There are a few articles of clothing I have carried with me throughout the duration of the race that I really didn’t want to part with once I got home.

My amazing mother has tried washing the odor out more than once. 


Unfortunately, the funk just won’t go away. 


The saddest part is I don’t even smell anything as she puts her nose to the armpit of the shirt exclaiming, “this must be what Africa smells like.”

The truth is the stains will never leave. The smells will never disappear.

Just like my clothes, it is embedded on me… on the inside of me. These things are tattooed on my heart and in my mind… it will never leave me.

These blemishes have shaped who I have become. These imperfections are my destiny.

I can try to ignore it, wash it out, or discard it… but that will not make it disappear.
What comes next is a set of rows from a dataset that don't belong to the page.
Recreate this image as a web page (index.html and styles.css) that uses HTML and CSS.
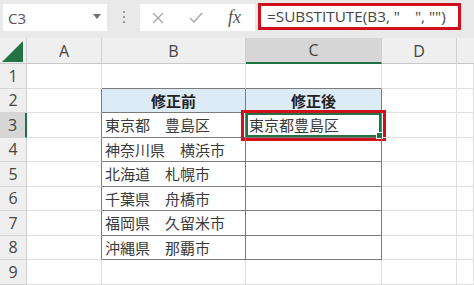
FILE: index.html
```html
<!DOCTYPE html>
<html lang="ja">
<head>
<meta charset="utf-8">
<link rel="stylesheet" href="styles.css">
</head>
<body>
<div class="app">
  <div class="topbar">
    <div class="namebox">
      <span class="ref">C3</span>
      <svg class="caret" width="8" height="5" viewBox="0 0 8 5"><path d="M0 0 L8 0 L4 5 Z" fill="#707070"/></svg>
    </div>
    <div class="grip"><i></i><i></i><i></i></div>
    <div class="fxbtns">
      <svg class="ico" width="14" height="14" viewBox="0 0 14 14"><path d="M2 2 L12 12 M12 2 L2 12" stroke="#a6a6a6" stroke-width="1.3" fill="none"/></svg>
      <svg class="ico" width="16" height="14" viewBox="0 0 16 14"><path d="M2 7 L6 11 L14 2" stroke="#a6a6a6" stroke-width="1.4" fill="none"/></svg>
      <span class="fx">fx</span>
    </div>
    <div class="formula">=SUBSTITUTE(B3, "　", "")</div>
  </div>
  <div class="sheet">
    <div class="corner"><svg width="22" height="21" viewBox="0 0 22 21"><path d="M0 21 L21 0 L21 21 Z" fill="#217346"/></svg></div>
    <div class="ch">A</div>
    <div class="ch">B</div>
    <div class="ch sel">C</div>
    <div class="ch">D</div>
    <div class="ch last"></div>

    <div class="rh">1</div>
    <div class="c"></div><div class="c tb"></div><div class="c tb"></div><div class="c"></div><div class="c"></div>

    <div class="rh">2</div>
    <div class="c tr"></div><div class="c t head">修正前</div><div class="c t head">修正後</div><div class="c"></div><div class="c"></div>

    <div class="rh selr">3</div>
    <div class="c tr"></div><div class="c t">東京都　豊島区</div><div class="c t active"><span>東京都豊島区</span><div class="hl"></div><div class="handle"></div></div><div class="c"></div><div class="c"></div>

    <div class="rh">4</div>
    <div class="c tr"></div><div class="c t">神奈川県　横浜市</div><div class="c t"></div><div class="c"></div><div class="c"></div>

    <div class="rh">5</div>
    <div class="c tr"></div><div class="c t">北海道　札幌市</div><div class="c t"></div><div class="c"></div><div class="c"></div>

    <div class="rh">6</div>
    <div class="c tr"></div><div class="c t">千葉県　舟橋市</div><div class="c t"></div><div class="c"></div><div class="c"></div>

    <div class="rh">7</div>
    <div class="c tr"></div><div class="c t">福岡県　久留米市</div><div class="c t"></div><div class="c"></div><div class="c"></div>

    <div class="rh">8</div>
    <div class="c tr"></div><div class="c t">沖縄県　那覇市</div><div class="c t"></div><div class="c"></div><div class="c"></div>

    <div class="rh">9</div>
    <div class="c"></div><div class="c"></div><div class="c"></div><div class="c"></div><div class="c"></div>
  </div>
</div>
</body>
</html>
```
FILE: styles.css
```css
html, body {
  margin: 0;
  padding: 0;
  background: #ffffff;
}
.app {
  width: 474px;
  height: 285px;
  overflow: hidden;
  font-family: "Noto Sans CJK JP", "Liberation Sans", sans-serif;
}
.topbar {
  height: 38px;
  box-sizing: border-box;
  background: #e9e9e9;
  padding: 3px 0 0 3px;
  display: flex;
  align-items: flex-start;
}
.namebox {
  width: 104px;
  height: 27px;
  margin-top: 1px;
  background: #fff;
  display: flex;
  align-items: center;
  justify-content: space-between;
  padding: 0 6px 0 5px;
  box-sizing: border-box;
}
.ref {
  font-family: "Open Sans", "Liberation Sans", sans-serif;
  font-size: 15px;
  color: #555;
}
.caret { margin-bottom: 2px; }
.grip {
  width: 33px;
  display: flex;
  flex-direction: column;
  align-items: center;
  gap: 3px;
  padding-top: 8px;
}
.grip i {
  display: block;
  width: 2px;
  height: 2px;
  background: #9a9a9a;
}
.fxbtns {
  width: 115px;
  height: 27px;
  margin-top: 1px;
  background: #fff;
  display: flex;
  align-items: center;
  box-sizing: border-box;
  padding-left: 11px;
}
.fxbtns .ico { margin-right: 23px; }
.fxbtns .ico + .ico { margin-right: 24px; }
.fx {
  font-family: "Liberation Serif", serif;
  font-style: italic;
  font-size: 18px;
  color: #555;
}
.formula {
  margin-left: 3px;
  width: 203px;
  height: 27px;
  box-sizing: border-box;
  border: 3px solid #d0101b;
  background: #fff;
  font-family: "Open Sans", "Liberation Sans", sans-serif;
  font-size: 15.3px;
  color: #444;
  line-height: 21px;
  padding-left: 6px;
  white-space: nowrap;
  overflow: hidden;
}
.sheet {
  display: grid;
  grid-template-columns: 27px 75px 144px 136px 75px 1fr;
  grid-template-rows: 26px repeat(9, 24.5px);
}
.corner {
  background: #efefef;
  border-right: 1px solid #d0d0d0;
  border-bottom: 1px solid #c8c8c8;
  display: flex;
  align-items: flex-end;
  justify-content: center;
  padding-bottom: 1px;
  box-sizing: border-box;
}
.ch {
  background: #efefef;
  border-right: 1px solid #d0d0d0;
  border-bottom: 1px solid #c8c8c8;
  box-sizing: border-box;
  display: flex;
  align-items: center;
  justify-content: center;
  font-family: "Open Sans", "Liberation Sans", sans-serif;
  font-size: 16px;
  color: #444;
}
.ch.sel {
  background: #d6d6d6;
  border-bottom: 2px solid #217346;
}
.ch.last { border-right: none; }
.rh {
  background: #efefef;
  border-right: 1px solid #d0d0d0;
  border-bottom: 1px solid #d6d6d6;
  box-sizing: border-box;
  display: flex;
  align-items: center;
  justify-content: center;
  font-family: "Open Sans", "Liberation Sans", sans-serif;
  font-size: 16px;
  color: #444;
}
.rh.selr {
  background: #d6d6d6;
  border-right: 2px solid #217346;
}
.c {
  border-right: 1px solid #e0e0e0;
  border-bottom: 1px solid #e0e0e0;
  box-sizing: border-box;
  display: flex;
  align-items: center;
  padding-left: 3px;
  font-size: 15px;
  color: #3a3a3a;
  white-space: nowrap;
  position: relative;
}
.c.tb { border-bottom-color: #7b7b7b; }
.c.tr { border-right-color: #7b7b7b; }
.c.t {
  border-right-color: #7b7b7b;
  border-bottom-color: #7b7b7b;
}
.c.head {
  background: #ddebf7;
  justify-content: center;
  font-weight: bold;
  color: #222;
  padding-left: 0;
}
.c.active {
  box-shadow: inset 0 0 0 2px #217346;
}
.hl {
  position: absolute;
  left: -5px;
  top: -3px;
  right: -5px;
  bottom: -4px;
  border: 3px solid #d0101b;
  pointer-events: none;
}
.handle {
  position: absolute;
  right: -2px;
  bottom: -2px;
  width: 5px;
  height: 5px;
  background: #217346;
  border: 1px solid #fff;
}
```
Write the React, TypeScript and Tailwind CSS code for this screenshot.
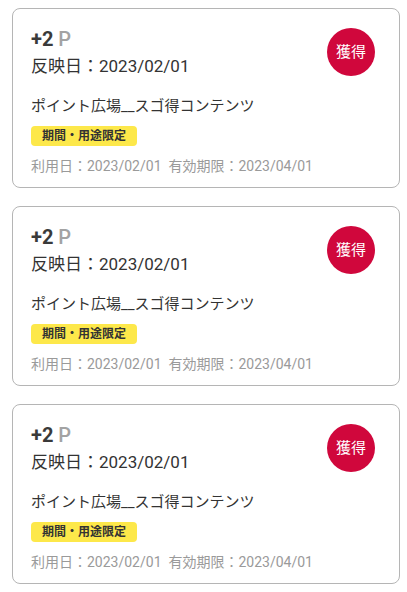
const items = [0, 1, 2].map(() => ({
  point: '+2',
  reflectDate: '2023/02/01',
  title: 'ポイント広場__スゴ得コンテンツ',
  tag: '期間・用途限定',
  useDate: '2023/02/01',
  expire: '2023/04/01',
}));

export default function App() {
  return (
    <div
      className="min-h-[592px] bg-white pl-3 pr-[7px] pt-2 flex flex-col gap-[18px]"
      style={{ fontFamily: 'Roboto, "Noto Sans CJK JP", sans-serif' }}
    >
      {items.map((item, idx) => (
        <div
          key={idx}
          className="h-[180px] rounded-lg border border-[#b5b5b5] pl-[18px] pr-6 pt-4 flex justify-between"
        >
          <div className="flex flex-col">
            <div className="text-[20px] leading-[28px] font-bold text-[#3a3a3a]">
              {item.point} <span className="text-[#a3a3a3] font-medium">P</span>
            </div>
            <div className="text-[17px] leading-[26px] text-[#333]">反映日：{item.reflectDate}</div>
            <div className="mt-[16px] text-[15px] leading-[22px] text-[#333]">{item.title}</div>
            <div className="mt-[9px] self-start rounded bg-[#fde84a] px-[11px] h-[20px] flex items-center text-[12px] font-bold text-[#333]">
              {item.tag}
            </div>
            <div className="mt-[9px] text-[14px] leading-[22px] text-[#9a9a9a] whitespace-pre">
              利用日：{item.useDate}  有効期限：{item.expire}
            </div>
          </div>
          <div className="shrink-0 mt-[3px] w-12 h-12 rounded-full bg-[#d0073c] flex items-center justify-center text-white text-[15px]">
            獲得
          </div>
        </div>
      ))}
    </div>
  );
}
What I experienced this year was real. As much of a dream as it now feels like, it did in fact happen. 

I saw things.

I heard things.

I felt things.

I experienced things.

(and I definitely smelt things!)

And every memory echoes in my heart as God responds, 

“What are you going to do?”

I have to embrace the funk.

Just like the love-hate relationship I have with my favorite shirt that smells like an odor I am unable to describe, so is this feeling I have for the messy life God is asking me to live.

I would be a fool to pass this life up 

and, honestly,

I can’t ignore what is now a part of me.

The truth is, I’m just a nomad

A term my mom now likes to call me. Doesn’t seem very appealing to most, but I’m realizing something: 

being messy… is the only way to live.